**SET PROBLEM**
Make an exact copy of the lines, leaving the pictures out.

**RECORDED INFORMATION**
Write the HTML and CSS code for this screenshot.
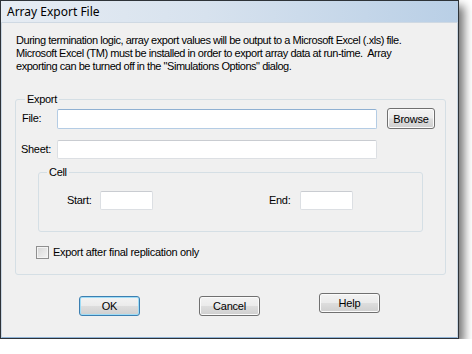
FILE: index.html
```html
<!DOCTYPE html>
<html lang="en">
<head>
    <meta charset="UTF-8">
    <title>Array Export File</title>
    <link rel="stylesheet" href="styles.css">
</head>
<body>
    <div class="window">
        <div class="titlebar">Array Export File</div>
        <div class="client">
            <p class="intro">During termination logic, array export values will be output to a Microsoft Excel (.xls) file.<br>Microsoft Excel (TM) must be installed in order to export array data at run-time.&nbsp; Array<br>exporting can be turned off in the "Simulations Options" dialog.</p>

            <fieldset class="group groupExport">
                <legend>Export</legend>
                <div class="row rowFile">
                    <label class="lbl">File:</label>
                    <span class="textbox textboxFocus wide"></span>
                    <button class="btn btnBrowse">Browse</button>
                </div>
                <div class="row rowSheet">
                    <label class="lbl">Sheet:</label>
                    <span class="textbox wide"></span>
                </div>
                <fieldset class="group groupCell">
                    <legend>Cell</legend>
                    <div class="row rowCell">
                        <label class="lbl lblStart">Start:</label>
                        <span class="textbox small"></span>
                        <label class="lbl lblEnd">End:</label>
                        <span class="textbox small"></span>
                    </div>
                </fieldset>
                <label class="check"><span class="checkbox"></span>Export after final replication only</label>
            </fieldset>

            <div class="buttons">
                <button class="btn btnDefault">OK</button>
                <button class="btn">Cancel</button>
                <button class="btn btnHelp">Help</button>
            </div>
        </div>
    </div>
</body>
</html>
```

FILE: styles.css
```css
body {
    margin: 0;
    padding: 0;
    background-color: white;
    font-family: 'Liberation Sans', Arial, sans-serif;
    font-size: 11px;
    letter-spacing: -0.3px;
    color: #000;
}

.window {
    box-sizing: border-box;
    width: 459px;
    height: 339px;
    border: 1px solid #2e3338;
    display: flex;
    flex-direction: column;
    background-color: #f0f0f0;
    box-shadow: 5px 6px 9px rgba(0, 0, 0, 0.55);
}

.titlebar {
    height: 21px;
    line-height: 21px;
    padding-left: 6px;
    font-family: 'Noto Sans', sans-serif;
    font-size: 12px;
    letter-spacing: 0;
    color: #000;
    background: linear-gradient(to right, #e6ecf3 0%, #d7e2ee 45%, #b9cfe6 100%);
    border-bottom: 1px solid #cfd9e3;
}

.client {
    flex: 1;
    border-left: 1px solid #c9d6e3;
    border-right: 1px solid #c9d6e3;
    border-bottom: 1px solid #8fb3d6;
}

.intro {
    margin: 0;
    padding: 11px 0 0 14px;
    line-height: 13px;
    letter-spacing: -0.46px;
    white-space: nowrap;
}

.group {
    border: 1px solid #d5dfe5;
    border-radius: 3px;
    padding: 0;
    margin: 0;
    min-width: 0;
}

.group legend {
    padding: 0 2px;
    line-height: 13px;
}

.groupExport {
    margin: 20px 11px 0 13px;
    padding-bottom: 15px;
}

.groupExport > legend {
    margin-left: 9px;
}

.row {
    display: flex;
    align-items: center;
}

.lbl {
    line-height: 13px;
}

.rowFile {
    margin-top: 2px;
    padding-left: 6px;
}

.rowFile .lbl, .rowSheet .lbl {
    width: 35px;
}

.rowSheet {
    margin-top: 11px;
    padding-left: 5px;
}

.rowSheet .lbl {
    width: 36px;
}

.textbox {
    box-sizing: border-box;
    display: block;
    height: 19px;
    background-color: white;
    border: 1px solid #dcdfe3;
    border-top-color: #c9ccd1;
    border-radius: 2px;
}

.textboxFocus {
    height: 20px;
    border-color: #b4cce4;
    border-top-color: #8fb0d2;
}

.wide {
    width: 320px;
}

.small {
    width: 53px;
}

.btn {
    box-sizing: border-box;
    font-family: 'Liberation Sans', Arial, sans-serif;
    font-size: 11px;
    letter-spacing: -0.2px;
    color: #000;
    height: 21px;
    padding: 0;
    border: 1px solid #707070;
    border-radius: 3px;
    background: linear-gradient(#f3f3f3 0%, #ebebeb 48%, #dddddd 52%, #cfcfcf 100%);
    box-shadow: inset 0 0 0 1px #fbfbfb;
}

.btnBrowse {
    width: 48px;
    margin-left: 10px;
}

.groupCell {
    margin: 7px 22px 0 22px;
    padding-bottom: 21px;
}

.groupCell > legend {
    margin-left: 8px;
}

.rowCell {
    margin-top: 12px;
    padding-left: 28px;
}

.lblStart {
    width: 33px;
}

.lblEnd {
    width: 31px;
    margin-left: 116px;
}

.check {
    display: flex;
    align-items: center;
    margin: 14px 0 0 20px;
    line-height: 13px;
}

.checkbox {
    box-sizing: border-box;
    width: 13px;
    height: 13px;
    margin-right: 4px;
    border: 1px solid #8f8f8f;
    background: linear-gradient(135deg, #d6d6d6 0%, #f4f4f4 100%);
    box-shadow: inset 0 0 0 1px #f4f4f4;
}

.buttons {
    display: flex;
    align-items: flex-start;
    gap: 59px;
    margin-top: 21px;
    padding-left: 77px;
}

.buttons .btn {
    width: 61px;
    height: 20px;
}

.btnDefault {
    border-color: #3c7fb1;
    box-shadow: inset 0 0 0 1px #9fdcf6;
}

.btnHelp {
    margin-top: -3px;
}
```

**ANSWER FOR THIS EXERCISE**
Write the HTML and CSS code for this screenshot.
FILE: index.html
```html
<!DOCTYPE html>
<html lang="en">
<head>
    <meta charset="UTF-8">
    <title>Array Export File</title>
    <link rel="stylesheet" href="styles.css">
</head>
<body>
    <div class="window">
        <div class="titlebar">Array Export File</div>
        <div class="client">
            <p class="intro">During termination logic, array export values will be output to a Microsoft Excel (.xls) file.<br>Microsoft Excel (TM) must be installed in order to export array data at run-time.&nbsp; Array<br>exporting can be turned off in the "Simulations Options" dialog.</p>

            <fieldset class="group groupExport">
                <legend>Export</legend>
                <div class="row rowFile">
                    <label class="lbl">File:</label>
                    <span class="textbox textboxFocus wide"></span>
                    <button class="btn btnBrowse">Browse</button>
                </div>
                <div class="row rowSheet">
                    <label class="lbl">Sheet:</label>
                    <span class="textbox wide"></span>
                </div>
                <fieldset class="group groupCell">
                    <legend>Cell</legend>
                    <div class="row rowCell">
                        <label class="lbl lblStart">Start:</label>
                        <span class="textbox small"></span>
                        <label class="lbl lblEnd">End:</label>
                        <span class="textbox small"></span>
                    </div>
                </fieldset>
                <label class="check"><span class="checkbox"></span>Export after final replication only</label>
            </fieldset>

            <div class="buttons">
                <button class="btn btnDefault">OK</button>
                <button class="btn">Cancel</button>
                <button class="btn btnHelp">Help</button>
            </div>
        </div>
    </div>
</body>
</html>
```

FILE: styles.css
```css
body {
    margin: 0;
    padding: 0;
    background-color: white;
    font-family: 'Liberation Sans', Arial, sans-serif;
    font-size: 11px;
    letter-spacing: -0.3px;
    color: #000;
}

.window {
    box-sizing: border-box;
    width: 459px;
    height: 339px;
    border: 1px solid #2e3338;
    display: flex;
    flex-direction: column;
    background-color: #f0f0f0;
    box-shadow: 5px 6px 9px rgba(0, 0, 0, 0.55);
}

.titlebar {
    height: 21px;
    line-height: 21px;
    padding-left: 6px;
    font-family: 'Noto Sans', sans-serif;
    font-size: 12px;
    letter-spacing: 0;
    color: #000;
    background: linear-gradient(to right, #e6ecf3 0%, #d7e2ee 45%, #b9cfe6 100%);
    border-bottom: 1px solid #cfd9e3;
}

.client {
    flex: 1;
    border-left: 1px solid #c9d6e3;
    border-right: 1px solid #c9d6e3;
    border-bottom: 1px solid #8fb3d6;
}

.intro {
    margin: 0;
    padding: 11px 0 0 14px;
    line-height: 13px;
    letter-spacing: -0.46px;
    white-space: nowrap;
}

.group {
    border: 1px solid #d5dfe5;
    border-radius: 3px;
    padding: 0;
    margin: 0;
    min-width: 0;
}

.group legend {
    padding: 0 2px;
    line-height: 13px;
}

.groupExport {
    margin: 20px 11px 0 13px;
    padding-bottom: 15px;
}

.groupExport > legend {
    margin-left: 9px;
}

.row {
    display: flex;
    align-items: center;
}

.lbl {
    line-height: 13px;
}

.rowFile {
    margin-top: 2px;
    padding-left: 6px;
}

.rowFile .lbl, .rowSheet .lbl {
    width: 35px;
}

.rowSheet {
    margin-top: 11px;
    padding-left: 5px;
}

.rowSheet .lbl {
    width: 36px;
}

.textbox {
    box-sizing: border-box;
    display: block;
    height: 19px;
    background-color: white;
    border: 1px solid #dcdfe3;
    border-top-color: #c9ccd1;
    border-radius: 2px;
}

.textboxFocus {
    height: 20px;
    border-color: #b4cce4;
    border-top-color: #8fb0d2;
}

.wide {
    width: 320px;
}

.small {
    width: 53px;
}

.btn {
    box-sizing: border-box;
    font-family: 'Liberation Sans', Arial, sans-serif;
    font-size: 11px;
    letter-spacing: -0.2px;
    color: #000;
    height: 21px;
    padding: 0;
    border: 1px solid #707070;
    border-radius: 3px;
    background: linear-gradient(#f3f3f3 0%, #ebebeb 48%, #dddddd 52%, #cfcfcf 100%);
    box-shadow: inset 0 0 0 1px #fbfbfb;
}

.btnBrowse {
    width: 48px;
    margin-left: 10px;
}

.groupCell {
    margin: 7px 22px 0 22px;
    padding-bottom: 21px;
}

.groupCell > legend {
    margin-left: 8px;
}

.rowCell {
    margin-top: 12px;
    padding-left: 28px;
}

.lblStart {
    width: 33px;
}

.lblEnd {
    width: 31px;
    margin-left: 116px;
}

.check {
    display: flex;
    align-items: center;
    margin: 14px 0 0 20px;
    line-height: 13px;
}

.checkbox {
    box-sizing: border-box;
    width: 13px;
    height: 13px;
    margin-right: 4px;
    border: 1px solid #8f8f8f;
    background: linear-gradient(135deg, #d6d6d6 0%, #f4f4f4 100%);
    box-shadow: inset 0 0 0 1px #f4f4f4;
}

.buttons {
    display: flex;
    align-items: flex-start;
    gap: 59px;
    margin-top: 21px;
    padding-left: 77px;
}

.buttons .btn {
    width: 61px;
    height: 20px;
}

.btnDefault {
    border-color: #3c7fb1;
    box-shadow: inset 0 0 0 1px #9fdcf6;
}

.btnHelp {
    margin-top: -3px;
}
```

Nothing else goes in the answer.